Everyone knows that once a girl turns into a soon-to-be-bride, she starts to believe the known universe revolves around the wedding. Thusly, as a soon-to-be-wedded person myself, I wasn't surprised that I started noticing a plethora of wedding-related fashion news—new stores, new websites, new lines. However, I'm slowly discovering that it's not just me—the industry itself is transforming.

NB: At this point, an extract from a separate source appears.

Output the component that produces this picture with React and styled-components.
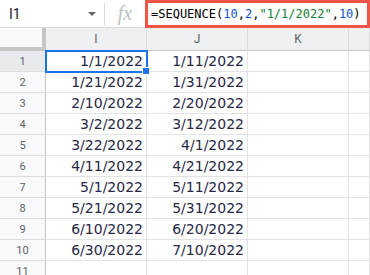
import React from 'react'
import styled, { createGlobalStyle } from 'styled-components'

const GlobalStyle = createGlobalStyle`
body{
margin:0;
background:#fff;
font-family:"Roboto","Liberation Sans",sans-serif;
}
`;

const Page = styled.div`
width:370px;
height:275px;
overflow:hidden;
background:#fff;
`;

const Toolbar = styled.div`
display:flex;
align-items:center;
height:27px;
border-bottom:1px solid #dadce0;
`;

const NameBox = styled.div`
display:flex;
align-items:center;
justify-content:space-between;
width:96px;
padding-left:9px;
box-sizing:border-box;
font-size:14px;
color:#202124;
`;

const Caret = styled.span`
width:0;
height:0;
border-left:4px solid transparent;
border-right:4px solid transparent;
border-top:4px solid #5f6368;
`;

const Divider = styled.div`
width:1px;
height:22px;
margin-left:8px;
background:#dadce0;
`;

const Fx = styled.div`
width:40px;
text-align:center;
font-family:"Liberation Serif",serif;
font-style:italic;
font-size:20px;
color:#bdc1c6;
`;

const FormulaBox = styled.div`
flex:1;
height:28px;
margin-top:1px;
box-sizing:border-box;
border:3px solid #ef5446;
display:flex;
align-items:center;
padding-left:3px;
font-family:"DejaVu Sans Mono",monospace;
font-size:12px;
color:#000;
white-space:nowrap;
`;

const Tok = styled.span`
color:${({ kind }) => kind === 'num' ? '#1155cc' : kind === 'str' ? '#188038' : '#000'};
`;

const Grid = styled.div`
display:grid;
grid-template-columns:46px 101px 101px 101px 1fr;
grid-auto-rows:21px;
grid-template-rows:23px;
`;

const Corner = styled.div`
background:#f8f9fa;
border-right:4px solid #c4c7c5;
border-bottom:4px solid #c4c7c5;
box-sizing:border-box;
`;

const ColHead = styled.div`
display:flex;
align-items:center;
justify-content:center;
background:#eef0f2;
border-right:1px solid #dadce0;
border-bottom:1px solid #c4c7c5;
box-sizing:border-box;
font-size:12px;
color:#5f6368;
`;

const RowHead = styled.div`
display:flex;
align-items:center;
justify-content:center;
background:${({ active }) => active ? '#e8eaed' : '#f8f9fa'};
border-right:1px solid #c4c7c5;
border-bottom:1px solid #dadce0;
box-sizing:border-box;
font-size:11px;
color:#5f6368;
`;

const Cell = styled.div`
position:relative;
display:flex;
align-items:center;
justify-content:flex-end;
padding-right:3px;
border-right:1px solid #e2e3e3;
border-bottom:1px solid #e2e3e3;
box-sizing:border-box;
font-family:"DejaVu Sans",sans-serif;
font-size:14px;
color:#272746;
${({ selected }) => selected && `
outline:2px solid #1a73e8;
outline-offset:-1px;
`}
`;

const Handle = styled.span`
position:absolute;
right:-4px;
bottom:-4px;
width:6px;
height:6px;
background:#1a73e8;
border:1px solid #fff;
z-index:2;
`;

const rows = [
  ['1/1/2022', '1/11/2022'],
  ['1/21/2022', '1/31/2022'],
  ['2/10/2022', '2/20/2022'],
  ['3/2/2022', '3/12/2022'],
  ['3/22/2022', '4/1/2022'],
  ['4/11/2022', '4/21/2022'],
  ['5/1/2022', '5/11/2022'],
  ['5/21/2022', '5/31/2022'],
  ['6/10/2022', '6/20/2022'],
  ['6/30/2022', '7/10/2022'],
  ['', ''],
];

function App() {
  return (
    <Page>
      <GlobalStyle />
      <Toolbar>
        <NameBox>I1<Caret /></NameBox>
        <Divider />
        <Fx>fx</Fx>
        <FormulaBox>
          =SEQUENCE(<Tok kind="num">10</Tok>,<Tok kind="num">2</Tok>,<Tok kind="str">"1/1/2022"</Tok>,<Tok kind="num">10</Tok>)
        </FormulaBox>
      </Toolbar>
      <Grid>
        <Corner />
        <ColHead>I</ColHead>
        <ColHead>J</ColHead>
        <ColHead>K</ColHead>
        <ColHead />
        {rows.map((r, i) => (
          <React.Fragment key={i}>
            <RowHead active={i === 0}>{i + 1}</RowHead>
            <Cell selected={i === 0}>{r[0]}{i === 0 && <Handle />}</Cell>
            <Cell>{r[1]}</Cell>
            <Cell />
            <Cell />
          </React.Fragment>
        ))}
      </Grid>
    </Page>
  )
}

export default App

The new energy in the bridal market stems from a really basic issue: More and more brides have started opting for off-the-rack dresses over customized gowns. Take me, for example: Firstly, conventional wisdom dictates that I should allot up to six months' time for a customized designer dress—be it from Kleinfeld or Vera Wang—and for good reason. These stores are tackling special requests ("take the sleeves off," "fix the bustle") from countless brides each season, and are dealing with complex gowns—corseting, lace, layers of tulle, the mind reels. However, we're aiming to get hitched in less than six months, which already puts me out of the running for "the dream dress" among many circles. Secondly, I may be a fashion editor with certain connections, but even so, designer dresses (especially custom ones) are incredibly expensive, and in this day and age, even a shopper-for-sport like myself starts to draw the line somewhere.

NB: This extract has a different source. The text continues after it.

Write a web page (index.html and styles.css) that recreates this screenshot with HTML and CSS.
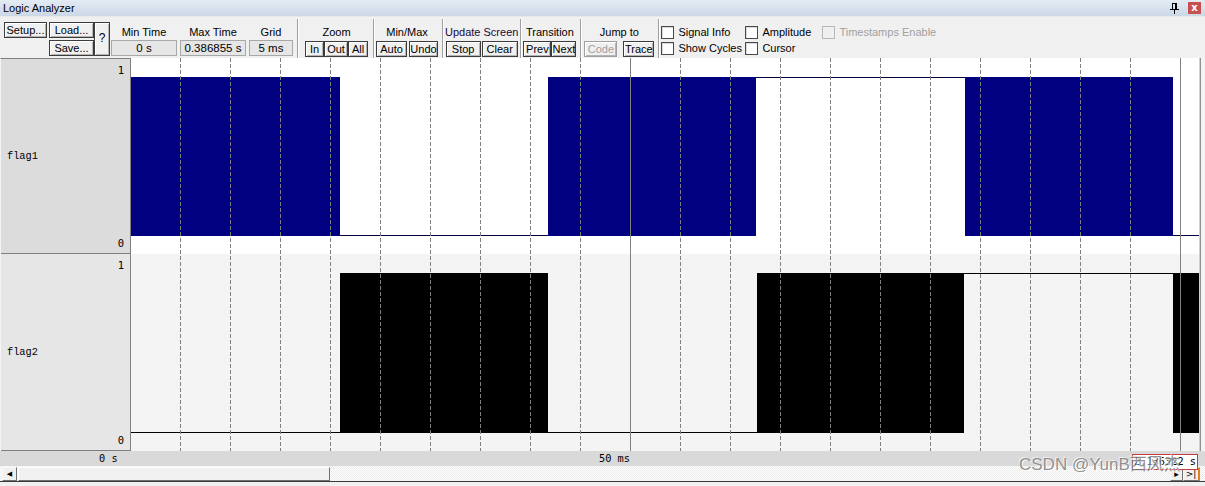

And so, a doorway has opened for a new kind of bridal market, that's really (let's face it) been spearheaded by J.Crew. J.Crew first introduced its bridal collection in 2005, and in the five years since, has ushered in a wave of less-expensive, off-the-rack bridal offerings. In fact, its brand of one-stop-shopping wedding retail has been so successful, J.Crew is opening a stand-alone wedding salon on the Upper East Side in late spring, mere blocks from Vera Wang herself. As further proof of the triumph of mass-market over custom, Wang has even announced a recent partnership with... wait for it... mall retailer David's Bridal on a lower-price line of dresses. David's Bridal. Let that one sink in.

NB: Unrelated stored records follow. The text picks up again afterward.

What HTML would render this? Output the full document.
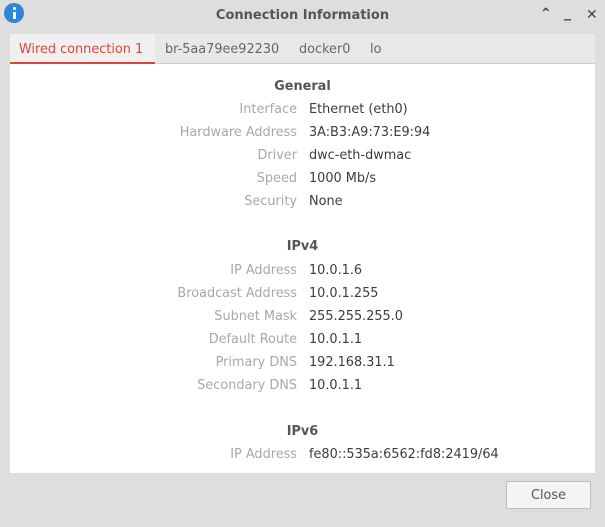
<!DOCTYPE html>
<html><head><style>
*{margin:0;padding:0;box-sizing:border-box}
body{width:605px;height:527px;background:#dedede;font-family:"DejaVu Sans","Liberation Sans",sans-serif;font-size:12.85px;position:relative;overflow:hidden;color:#3c3c3c}
.title{position:absolute;top:2px;left:0;width:605px;height:27px;text-align:center;line-height:27px;font-weight:bold;color:#555;font-size:13px}
.icon{position:absolute;left:4px;top:3px;width:20px;height:20px;border-radius:50%;background:#2f86d6}
.icon:before{content:"";position:absolute;left:8.5px;top:4px;width:3px;height:3px;background:#fff;border-radius:50%}
.icon:after{content:"";position:absolute;left:8.5px;top:8.5px;width:3px;height:7px;background:#fff}
.ctl{position:absolute;top:7px;font-weight:bold;color:#444;font-size:14px}
.tabs{position:absolute;left:10px;top:34px;width:585px;height:30px;background:#e8e8e8;border-bottom:1px solid #d0d0d0}
.tab{position:absolute;top:2px;height:28px;line-height:28px;color:#666}
.tab.a{color:#e0453c;border-bottom:2px solid #e0453c;background:#f0f0f0;left:0;top:0;height:30px;line-height:32px;width:145px;padding-left:9px}
.content{position:absolute;left:10px;top:64px;width:585px;height:409px;background:#fff}
.c{position:absolute;left:0;top:2px;width:585px;height:407px}
.h{position:absolute;width:585px;text-align:center;font-weight:bold;color:#555}
.l{position:absolute;right:298px;color:#a8a8a8;white-space:nowrap}
.v{position:absolute;left:299px;color:#3c3c3c;white-space:nowrap}
.btn{position:absolute;left:506px;top:481px;width:85px;height:28px;border:1px solid #bdbdbd;border-radius:2px;background:#f4f4f4;text-align:center;line-height:28px;color:#555}
</style></head><body>
<div class="icon"></div>
<div class="title">Connection Information</div>
<div class="ctl" style="left:540px;top:6px">&#8963;</div>
<div class="ctl" style="left:564px;top:5px">_</div>
<div class="ctl" style="left:586px">&#10005;</div>
<div class="tabs">
<div class="tab a">Wired connection 1</div>
<div class="tab" style="left:155px">br-5aa79ee92230</div>
<div class="tab" style="left:289px">docker0</div>
<div class="tab" style="left:360px">lo</div>
</div>
<div class="content"><div class="c">
<div class="h" style="top:13px">General</div>
<div class="l" style="top:36px">Interface</div><div class="v" style="top:36px">Ethernet (eth0)</div>
<div class="l" style="top:59px">Hardware Address</div><div class="v" style="top:59px">3A:B3:A9:73:E9:94</div>
<div class="l" style="top:82px">Driver</div><div class="v" style="top:82px">dwc-eth-dwmac</div>
<div class="l" style="top:105px">Speed</div><div class="v" style="top:105px">1000 Mb/s</div>
<div class="l" style="top:128px">Security</div><div class="v" style="top:128px">None</div>
<div class="h" style="top:173px">IPv4</div>
<div class="l" style="top:197px">IP Address</div><div class="v" style="top:197px">10.0.1.6</div>
<div class="l" style="top:220px">Broadcast Address</div><div class="v" style="top:220px">10.0.1.255</div>
<div class="l" style="top:243px">Subnet Mask</div><div class="v" style="top:243px">255.255.255.0</div>
<div class="l" style="top:266px">Default Route</div><div class="v" style="top:266px">10.0.1.1</div>
<div class="l" style="top:289px">Primary DNS</div><div class="v" style="top:289px">192.168.31.1</div>
<div class="l" style="top:312px">Secondary DNS</div><div class="v" style="top:312px">10.0.1.1</div>
<div class="h" style="top:358px">IPv6</div>
<div class="l" style="top:381px">IP Address</div><div class="v" style="top:381px">fe80::535a:6562:fd8:2419/64</div>
</div></div>
<div class="btn">Close</div>
</body></html>
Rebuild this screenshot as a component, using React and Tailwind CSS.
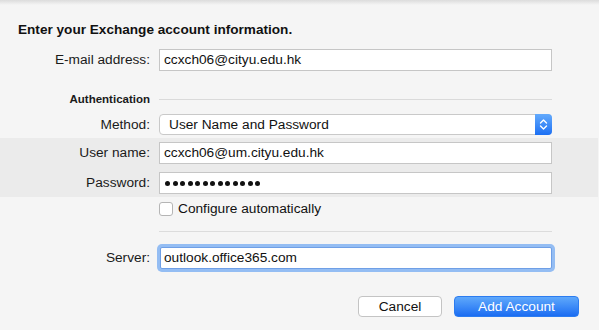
import React from "react";

const FONT = { fontFamily: '"Liberation Sans", Arial, sans-serif' };

function Label({ children }) {
  return (
    <div className="w-[150px] shrink-0 text-right text-[13.7px] text-[#1a1a1a] leading-none pr-0">
      {children}
    </div>
  );
}

function TextBox({ value }) {
  return (
    <div className="w-[393px] h-[22px] bg-white flex items-center pl-[4px] text-[13.7px] text-[#111] leading-none border border-[#c6c6c6]">
      {value}
    </div>
  );
}

export default function App() {
  return (
    <div
      className="w-[599px] h-[330px] bg-[#f5f5f5] relative overflow-hidden flex flex-col"
      style={FONT}
    >
      <div className="absolute top-0 left-0 right-0 h-[5px] bg-gradient-to-b from-[#dcdcdc] to-[#f5f5f5]" />
      <div className="mt-[23px] pl-[18px] text-[13.6px] font-bold text-[#111] leading-[14px] h-[14px]">
        Enter your Exchange account information.
      </div>

      <div className="mt-[12px] flex items-center gap-[9px]">
        <Label>E-mail address:</Label>
        <TextBox value="ccxch06@cityu.edu.hk" />
      </div>

      <div className="mt-[22px] flex items-center gap-[9px] h-[13px]">
        <div className="w-[150px] shrink-0 text-right text-[11.5px] font-bold text-[#1a1a1a] leading-none">
          Authentication
        </div>
        <div className="w-[393px] h-px bg-[#dadada]" />
      </div>

      <div className="mt-[8px] flex items-center gap-[9px]">
        <Label>Method:</Label>
        <div className="w-[393px] h-[21px] bg-white border border-[#c9c9c9] rounded-[4px] flex items-center relative">
          <span className="pl-[9px] text-[13.7px] text-[#111] leading-none">
            User Name and Password
          </span>
          <div className="absolute right-[-1px] top-[-1px] bottom-[-1px] w-[17px] rounded-r-[4px] bg-gradient-to-b from-[#63aafc] to-[#1b6ff3] flex items-center justify-center">
            <svg width="9" height="13" viewBox="0 0 9 13" fill="none">
              <path d="M1.5 5 L4.5 2 L7.5 5" stroke="white" strokeWidth="1.4" strokeLinecap="round" strokeLinejoin="round" />
              <path d="M1.5 8 L4.5 11 L7.5 8" stroke="white" strokeWidth="1.4" strokeLinecap="round" strokeLinejoin="round" />
            </svg>
          </div>
        </div>
      </div>

      <div className="mt-[3px] w-[598px] bg-[#ebebeb] pt-[4px] pb-[3px] flex flex-col gap-[8px]">
        <div className="flex items-center gap-[9px]">
          <Label>User name:</Label>
          <TextBox value="ccxch06@um.cityu.edu.hk" />
        </div>
        <div className="flex items-center gap-[9px]">
          <Label>Password:</Label>
          <div className="w-[393px] h-[22px] bg-white border border-[#c6c6c6] flex items-center pl-[5px] gap-[2.5px]">
            {Array.from({ length: 13 }).map((_, i) => (
              <span key={i} className="w-[5px] h-[5px] rounded-full bg-[#111] block" />
            ))}
          </div>
        </div>
      </div>

      <div className="mt-[5px] flex items-center pl-[159px] gap-[5px]">
        <div className="w-[14px] h-[14px] bg-white border border-[#b5b5b5] rounded-[3px]" />
        <span className="text-[13.7px] text-[#111] leading-none">Configure automatically</span>
      </div>

      <div className="mt-[15px] ml-[159px] w-[393px] h-px bg-[#dcdcdc]" />

      <div className="mt-[15px] flex items-center gap-[9px]">
        <Label>Server:</Label>
        <div className="pl-[1px]">
          <div className="w-[392px] h-[22px] bg-white flex items-center pl-[3px] text-[13.7px] text-[#111] leading-none border border-[#6f9fe6] rounded-[2px] shadow-[0_0_0_3px_#94bdf3]">
            outlook.office365.com
          </div>
        </div>
      </div>

      <div className="mt-[27px] flex justify-end gap-[12px] pr-[20px]">
        <div className="w-[84px] h-[21px] bg-white border border-[#c4c4c4] rounded-[4px] flex items-center justify-center text-[13.7px] text-[#111] leading-none">
          Cancel
        </div>
        <div className="w-[125px] h-[21px] rounded-[4px] bg-gradient-to-b from-[#5fa8fb] to-[#1a6cf2] border border-[#2c7cf0] flex items-center justify-center text-[13.7px] text-white leading-none">
          Add Account
        </div>
      </div>
    </div>
  );
}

In the e-commerce space, Net-a-Porter has launched its own bridal boutique, angling itself pretty much in direct competition to J.Crew by offering upscale (yet still off-the-rack) dresses from insider-favored lines like Lanvin and Rick Owens, with Louboutins to match. Urban—the company behind Urban Outfitters and Anthropologie—has also announced plans to launch a wedding line, and even Ann Taylor has introduced a strapless, tiered wedding gown for $495.
Alas, for a gal like me, who's looking for something more personalized and "special" than, say, an Ann Taylor dress, but is also not willing to sign on for a six-month custom piece that she doesn't even get a hand in creating, the options may have become far more varied, but they're not necessarily more satisfying.